Introduction
Essentially, mission-oriented policy translates to joint action undertaken to achieve common, ambitious, concrete, and time-bound policy objectives. Both mission definition and implementation require the establishment of appropriate governance structures and co-ordination mechanisms to ensure that policymaking institutions (often operating across policy fields and levels of government) effectively align their public interventions to reach set targets. Missions also involve active engagement of diverse stakeholders beyond government, including organisations that may never have interacted together before and hold differing interests and points of view.

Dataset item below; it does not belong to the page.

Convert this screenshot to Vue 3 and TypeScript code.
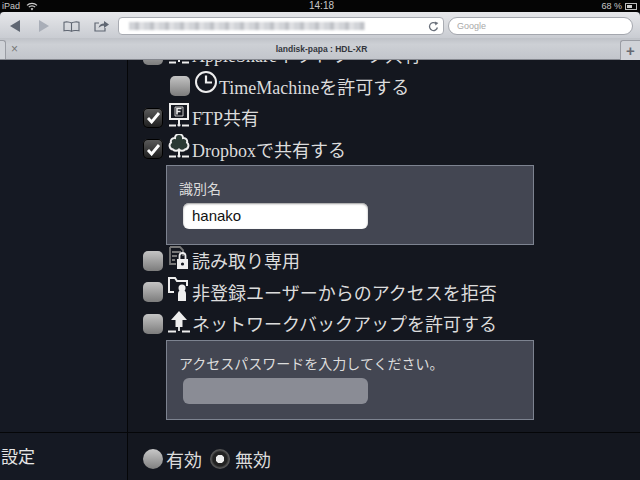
<script setup lang="ts">
interface Row { label: string; icon: string; checked: boolean; nested?: boolean }
const first: Row[] = [
  { label: 'AppleShareネットワーク共有', icon: 'share', checked: false },
  { label: 'TimeMachineを許可する', icon: 'clock', checked: false, nested: true },
  { label: 'FTP共有', icon: 'ftp', checked: true },
  { label: 'Dropboxで共有する', icon: 'tree', checked: true },
]
const second: Row[] = [
  { label: '読み取り専用', icon: 'lock', checked: false },
  { label: '非登録ユーザーからのアクセスを拒否', icon: 'user', checked: false },
  { label: 'ネットワークバックアップを許可する', icon: 'up', checked: false },
]
</script>

<template>
  <div class="ipad">
    <div class="status">
      <div class="st-left">
        <span>iPad</span>
        <svg width="12" height="9" viewBox="0 0 12 9" fill="none" stroke="#ccc" stroke-width="1.2">
          <path d="M1 3.4a7 7 0 0 1 10 0M2.8 5.2a4.4 4.4 0 0 1 6.4 0" />
          <path d="M6 8.4 4.6 6.8a2 2 0 0 1 2.8 0z" fill="#ccc" stroke="none" />
        </svg>
      </div>
      <span class="st-time">14:18</span>
      <div class="st-right">
        <span>68 %</span>
        <span class="battery"><i></i></span>
      </div>
    </div>

    <div class="toolbar">
      <svg class="t-back" width="10" height="12" viewBox="0 0 10 12"><path d="M10 0v12L0 6z" fill="#5f6672" /></svg>
      <svg class="t-fwd" width="10" height="12" viewBox="0 0 10 12"><path d="M0 0v12l10-6z" fill="#a9aeb8" /></svg>
      <svg class="t-book" width="17" height="11" viewBox="0 0 17 11" fill="none" stroke="#5f6672" stroke-width="1.1">
        <path d="M8.5 2C7 .8 3 .6 1 1.2v8.6C3 9.2 7 9.4 8.5 10.4 10 9.4 14 9.2 16 9.8V1.2C14 .6 10 .8 8.5 2zM8.5 2v8.4" />
      </svg>
      <svg class="t-share" width="16" height="12" viewBox="0 0 16 12" fill="none" stroke="#5f6672" stroke-width="1.2">
        <path d="M5 3H1v8h10V8" />
        <path d="M4.500 8C5 5 7.500 3.600 10 3.600V1l5 3.600L10 8V5.800C8 5.800 6 6.400 4.500 8z" fill="#5f6672" stroke="none" />
      </svg>
      <div class="url">
        <div class="blur-url"></div>
        <svg width="11" height="11" viewBox="0 0 11 11" fill="none" stroke="#6a707b" stroke-width="1.3">
          <path d="M9.400 6.500A4 4 0 1 1 8 2.400" />
          <path d="M6.800 0.400 10.400 2 7.400 4.600z" fill="#6a707b" stroke="none" />
        </svg>
      </div>
      <div class="search">Google</div>
    </div>

    <div class="tabs">
      <div class="tab-stub"></div>
      <div class="tab-close">×</div>
      <div class="tab-title">landisk-papa : HDL-XR</div>
      <div class="tab-add">+</div>
    </div>

    <div class="page">
      <div class="sheet">
        <div class="main-row">
          <div class="side"></div>
          <div class="cell">
            <div v-for="r in first" :key="r.label" class="opt" :class="{ nested: r.nested }">
              <span class="check" :class="{ on: r.checked }">
                <svg v-if="r.checked" width="15" height="13" viewBox="0 0 15 13" fill="none" stroke="#fff" stroke-width="2.8">
                  <path d="M2 7l3.600 4L13 2" />
                </svg>
              </span>
              <svg class="ico" width="22" height="24" viewBox="0 0 22 24" fill="none" stroke="#eee" stroke-width="2">
                <template v-if="r.icon === 'clock'">
                  <circle cx="11" cy="11" r="10" />
                  <path d="M11 4.500v7h6" stroke-width="2.200" />
                </template>
                <template v-else-if="r.icon === 'ftp'">
                  <path d="M2 1h18v15H2z" />
                  <path d="M7 4h8v9H7z" stroke-width="0.800" />
                  <path d="M9 11.500V5.500h4.500M9 8.500h3.500" stroke-width="1.600" />
                  <path d="M11 16v6M1 22.500h7M14 22.500h7" />
                  <circle cx="11" cy="22" r="1.600" fill="#eee" stroke="none" />
                </template>
                <template v-else-if="r.icon === 'tree'">
                  <path d="M7 4a4 4 0 0 1 8 0 3.500 3.500 0 0 1 4 4.500 4 4 0 0 1-2 7 4 4 0 0 1-6 0 4 4 0 0 1-6 0 4 4 0 0 1-2-7A3.500 3.500 0 0 1 7 4z" fill="#2a3a34" />
                  <path d="M11 15v7M1 22.500h7M14 22.500h7" />
                  <circle cx="11" cy="22" r="1.600" fill="#eee" stroke="none" />
                </template>
                <template v-else>
                  <path d="M3 12h16v6H3z" />
                  <path d="M1 22.500h7M14 22.500h7M11 18v4" />
                </template>
              </svg>
              <span class="txt">{{ r.label }}</span>
            </div>

            <div class="panel">
              <div class="panel-label">識別名</div>
              <div class="field">hanako</div>
            </div>

            <div v-for="r in second" :key="r.label" class="opt">
              <span class="check"></span>
              <svg class="ico" width="22" height="24" viewBox="0 0 22 24" fill="none" stroke="#eee" stroke-width="1.8">
                <template v-if="r.icon === 'lock'">
                  <path d="M2 1h10l3 3v6M2 1v17h6" stroke="#777" />
                  <path d="M4 6h9M4 10h5M4 14h3" stroke="#777" />
                  <path d="M9 13h11v10H9z" fill="#eee" stroke="none" />
                  <path d="M11.500 13v-3a3 3 0 0 1 6 0v3" />
                  <circle cx="14.500" cy="18" r="1.600" fill="#14171f" stroke="none" />
                </template>
                <template v-else-if="r.icon === 'user'">
                  <path d="M6 15H1V1h6l2 3h10v5" stroke-width="2" />
                  <circle cx="14" cy="11" r="3.500" fill="#eee" stroke="none" />
                  <path d="M10 24v-7a4 4 0 0 1 8 0v7z" fill="#eee" stroke="none" />
                </template>
                <template v-else>
                  <path d="M11 2 3 11h4.500v7h7v-7H19z" fill="#eee" stroke="none" />
                  <path d="M11 18v4M0 22.500h8M14 22.500h8" />
                </template>
              </svg>
              <span class="txt">{{ r.label }}</span>
            </div>

            <div class="panel">
              <div class="panel-label">アクセスパスワードを入力してください。</div>
              <div class="field disabled"></div>
            </div>
          </div>
        </div>

        <div class="main-row last">
          <div class="side"><span class="side-label">設定</span></div>
          <div class="cell radios">
            <span class="radio"></span><span class="txt">有効</span>
            <span class="radio on"></span><span class="txt">無効</span>
          </div>
        </div>
      </div>
    </div>
  </div>
</template>

<style>
html, body { margin: 0; background: #000; }
</style>

<style scoped>
.ipad {
  width: 640px;
  height: 480px;
  overflow: hidden;
  display: flex;
  flex-direction: column;
  font-family: "Liberation Serif", "Noto Sans CJK JP", serif;
  background: #14171f;
}
.status {
  height: 12px;
  flex: none;
  background: #050505;
  color: #c8c8c8;
  font: 9px/12px "Liberation Sans", sans-serif;
  display: flex;
  align-items: center;
  justify-content: space-between;
  padding: 0 2px 0 2px;
  position: relative;
}
.st-left, .st-right { display: flex; align-items: center; gap: 3px; }
.st-left { gap: 6px; }
.st-time { position: absolute; left: 309px; top: 0; font-size: 10px; }
.battery {
  width: 12px;
  height: 7px;
  border: 1px solid #bbb;
  display: block;
  padding: 1px;
  box-sizing: border-box;
  margin-right: 1px;
}
.battery i { display: block; width: 68%; height: 100%; background: #ccc; }
.toolbar {
  height: 26px;
  flex: none;
  padding-top: 2px;
  box-sizing: border-box;
  background: linear-gradient(#e6e7ea, #c9ccd2);
  border-radius: 4px 4px 0 0;
  display: flex;
  align-items: center;
}
.t-back { margin-left: 10px; }
.t-fwd { margin-left: 19px; }
.t-book { margin-left: 14px; }
.t-share { margin-left: 14px; }
.url {
  margin-left: 8px;
  width: 326px;
  height: 18px;
  background: #fff;
  border: 1px solid #a9acb3;
  border-radius: 4px;
  box-sizing: border-box;
  display: flex;
  align-items: center;
  justify-content: space-between;
  padding: 0 4px 0 10px;
}
.blur-url {
  width: 236px;
  height: 8px;
  background: repeating-linear-gradient(90deg, #d2d4d8 0 6px, #bfc2c7 6px 10px, #dfe0e3 10px 15px);
  filter: blur(1px);
}
.search {
  margin-left: 4px;
  width: 185px;
  height: 18px;
  background: #fff;
  border: 1px solid #a4a7ae;
  border-radius: 9px;
  box-sizing: border-box;
  font: 9px/16px "Liberation Sans", sans-serif;
  color: #a8a8a8;
  padding-left: 8px;
}
.tabs {
  height: 22px;
  flex: none;
  background: linear-gradient(#bfc2c8, #cdd0d5 30%, #c2c5cb);
  border-bottom: 1px solid #85888f;
  box-sizing: border-box;
  display: flex;
  align-items: center;
  position: relative;
  font-family: "Liberation Sans", sans-serif;
}
.tab-stub {
  width: 6px;
  height: 19px;
  margin-top: 2px;
  background: #d0d3d8;
  border-right: 1px solid #9a9da4;
  border-top: 1px solid #9a9da4;
  box-sizing: border-box;
  border-radius: 0 3px 0 0;
}
.tab-close { width: 17px; text-align: center; font-size: 12px; color: #777; }
.tab-title {
  flex: 1;
  text-align: center;
  font-size: 8.5px;
  font-weight: bold;
  color: #33363c;
}
.tab-add {
  width: 20px;
  height: 20px;
  line-height: 19px;
  text-align: center;
  font-size: 15px;
  font-weight: bold;
  color: #666a72;
  background: #d0d3d8;
  border-left: 1px solid #9a9da4;
  border-top: 1px solid #9a9da4;
  border-radius: 3px 0 0 0;
  box-sizing: border-box;
  margin-top: 2px;
}
.page { flex: 1; overflow: hidden; }
.sheet { margin-top: -21px; }
.main-row { display: flex; height: 394px; border-bottom: 1px solid #050608; box-sizing: border-box; }
.main-row.last { height: 47px; border-bottom: 0; }
.side {
  width: 128px;
  flex: none;
  box-sizing: border-box;
  background: #151923;
  border-right: 1px solid #050608;
  color: #e6e6e6;
}
.side-label {
  display: block;
  padding: 11px 0 0 1px;
  font: 17px/24px "Noto Sans CJK JP", sans-serif;
}
.cell { flex: 1; padding-left: 15px; background: #14171f; }
.opt {
  display: flex;
  align-items: center;
  height: 31.5px;
}
.opt.nested { padding-left: 27px; }
.check {
  width: 20px;
  height: 20px;
  border-radius: 5px;
  background: linear-gradient(#c4c4c4, #7c7c7c);
  flex: none;
  display: flex;
  align-items: center;
  justify-content: center;
  margin-right: 5px;
}
.check.on { background: linear-gradient(#5d5d5d, #1c1c1c); box-shadow: inset 0 0 0 1px #000; }
.ico { flex: none; margin-bottom: 6px; margin-right: 2px; }
.txt {
  font-size: 18px;
  line-height: 24px;
  color: #dcdcdc;
  padding-top: 3px;
}
.panel {
  margin-left: 23px;
  width: 368px;
  height: 80px;
  box-sizing: border-box;
  background: #434652;
  border: 1px solid #7d8390;
  padding: 12px 12px 0;
}
.panel-label {
  font: 14px/20px "Noto Sans CJK JP", sans-serif;
  color: #dcdcdc;
}
.field {
  margin: 5px 0 0 4px;
  width: 185px;
  height: 26px;
  box-sizing: border-box;
  background: #fff;
  border-radius: 6px;
  box-shadow: inset 0 1px 2px #999;
  font: 15px/26px "Liberation Sans", sans-serif;
  color: #111;
  padding-left: 9px;
}
.field.disabled { background: #8a8c95; box-shadow: none; }
.radios { display: flex; align-items: flex-start; padding-top: 16px; }
.radio {
  width: 20px;
  height: 20px;
  border-radius: 50%;
  background: linear-gradient(#c8c8c8, #808080);
  margin-right: 3px;
  flex: none;
}
.radio.on {
  background: radial-gradient(circle, #eee 0 4px, #222 4.500px 7px, #555 9px);
  margin-left: 8px;
  margin-right: 5px;
}
.radios .txt { padding-top: 0; }
</style>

This raises the need for effective horizontal and vertical coordination and, more broadly, pro-active multilevel governance. Despite this, mission governance and structures are in practice often afterthoughts, resulting from and limited by pre-existing institutional set-ups. This represents a serious constraint on the transformative ambitions of the mission they are meant to enable.
Approaches
The Mission Action Lab works to change this, by seeking to develop guidance on governance that give mission-oriented policies a fair shot at delivering on their many promises. We therefore investigate questions such as:
- What are the implications of governance level ownership (e.g. centre of government, ministry, agency, platform) on missions?
- What governance instruments and roles are needed for successful mission-oriented policy implementation?
- What mechanisms can help ensure both horizontal and vertical coordination within mission stakeholders?
- What can missions keep momentum and sustain legitimacy in changing political and economic environments?